Goal of the exercise: Collect every line below that contains the word "React".

-- Begin Given data --

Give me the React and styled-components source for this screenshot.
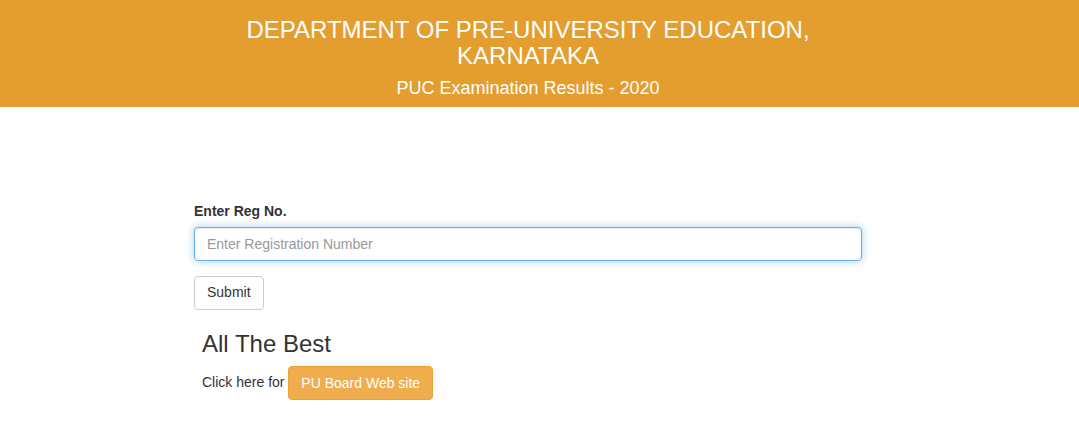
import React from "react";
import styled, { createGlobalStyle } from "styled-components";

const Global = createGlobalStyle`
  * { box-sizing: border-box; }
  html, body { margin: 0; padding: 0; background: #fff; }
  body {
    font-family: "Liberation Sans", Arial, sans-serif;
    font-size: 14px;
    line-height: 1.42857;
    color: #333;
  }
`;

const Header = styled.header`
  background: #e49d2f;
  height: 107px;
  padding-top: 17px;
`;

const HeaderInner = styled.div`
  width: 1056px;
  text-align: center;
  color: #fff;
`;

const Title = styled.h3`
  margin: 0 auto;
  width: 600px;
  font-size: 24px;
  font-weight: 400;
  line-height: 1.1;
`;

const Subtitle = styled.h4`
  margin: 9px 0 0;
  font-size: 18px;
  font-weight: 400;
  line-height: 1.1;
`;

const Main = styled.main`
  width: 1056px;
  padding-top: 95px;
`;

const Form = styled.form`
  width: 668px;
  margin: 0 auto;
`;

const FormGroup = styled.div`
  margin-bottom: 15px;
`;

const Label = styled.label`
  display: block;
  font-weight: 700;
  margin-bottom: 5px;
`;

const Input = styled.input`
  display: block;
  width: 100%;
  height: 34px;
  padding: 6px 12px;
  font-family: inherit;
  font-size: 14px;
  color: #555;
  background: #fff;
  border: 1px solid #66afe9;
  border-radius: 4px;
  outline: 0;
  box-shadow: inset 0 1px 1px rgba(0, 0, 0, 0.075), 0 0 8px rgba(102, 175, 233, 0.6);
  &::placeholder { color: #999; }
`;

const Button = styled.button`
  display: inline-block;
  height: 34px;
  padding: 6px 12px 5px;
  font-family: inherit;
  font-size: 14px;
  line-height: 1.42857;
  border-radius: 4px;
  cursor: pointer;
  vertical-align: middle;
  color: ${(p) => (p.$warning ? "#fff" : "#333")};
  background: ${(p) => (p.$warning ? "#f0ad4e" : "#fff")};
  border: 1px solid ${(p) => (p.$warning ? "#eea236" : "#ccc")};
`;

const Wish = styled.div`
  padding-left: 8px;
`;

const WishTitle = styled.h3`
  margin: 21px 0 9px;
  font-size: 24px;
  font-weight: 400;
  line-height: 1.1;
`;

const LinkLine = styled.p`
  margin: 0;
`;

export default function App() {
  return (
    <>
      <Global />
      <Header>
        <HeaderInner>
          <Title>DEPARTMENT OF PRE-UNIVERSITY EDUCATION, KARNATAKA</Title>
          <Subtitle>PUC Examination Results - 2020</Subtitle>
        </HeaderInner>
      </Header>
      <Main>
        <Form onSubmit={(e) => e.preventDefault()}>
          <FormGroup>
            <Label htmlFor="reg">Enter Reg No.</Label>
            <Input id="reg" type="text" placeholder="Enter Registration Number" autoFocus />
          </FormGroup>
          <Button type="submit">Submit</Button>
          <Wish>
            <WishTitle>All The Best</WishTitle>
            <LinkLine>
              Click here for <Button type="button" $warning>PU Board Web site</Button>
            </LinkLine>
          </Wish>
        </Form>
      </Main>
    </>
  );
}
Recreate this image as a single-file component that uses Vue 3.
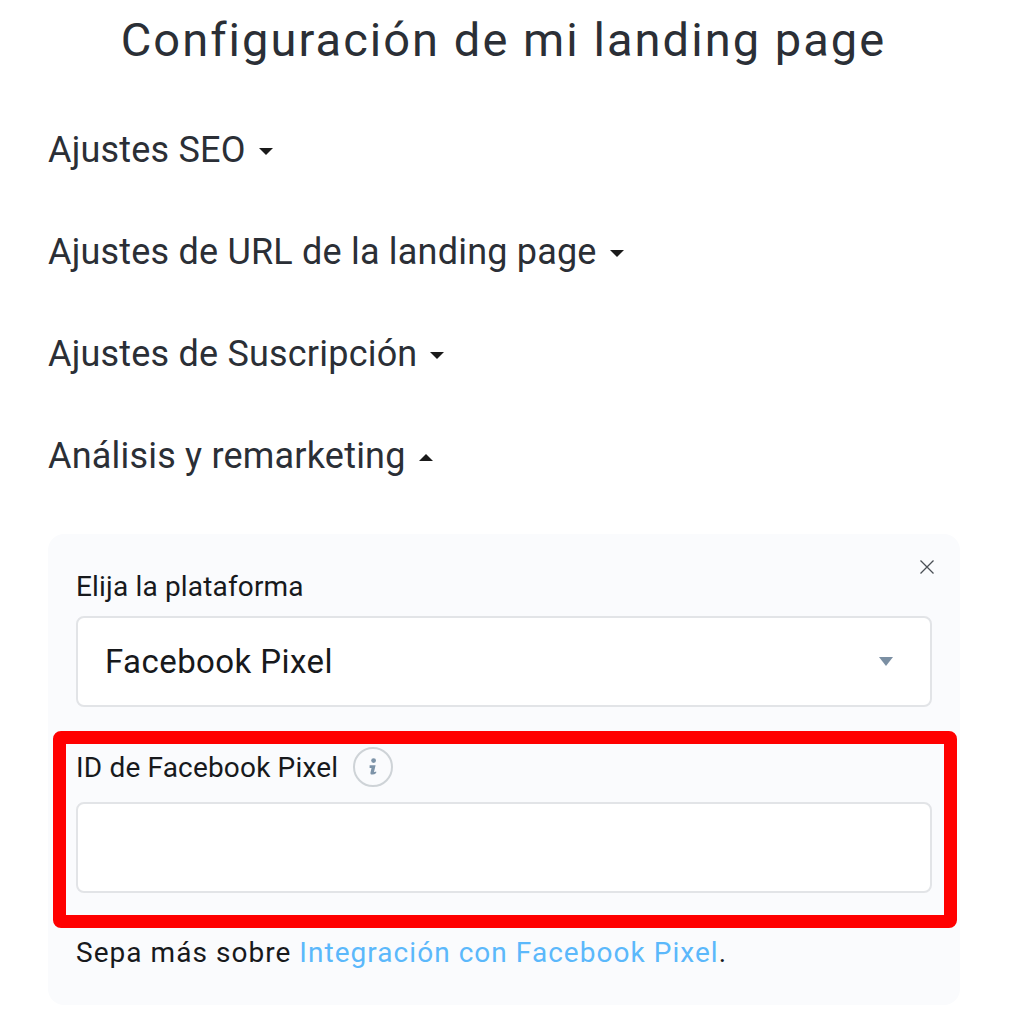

-- End Given data --

Exercise solution:
Give me the React and styled-components source for this screenshot.
import React from "react";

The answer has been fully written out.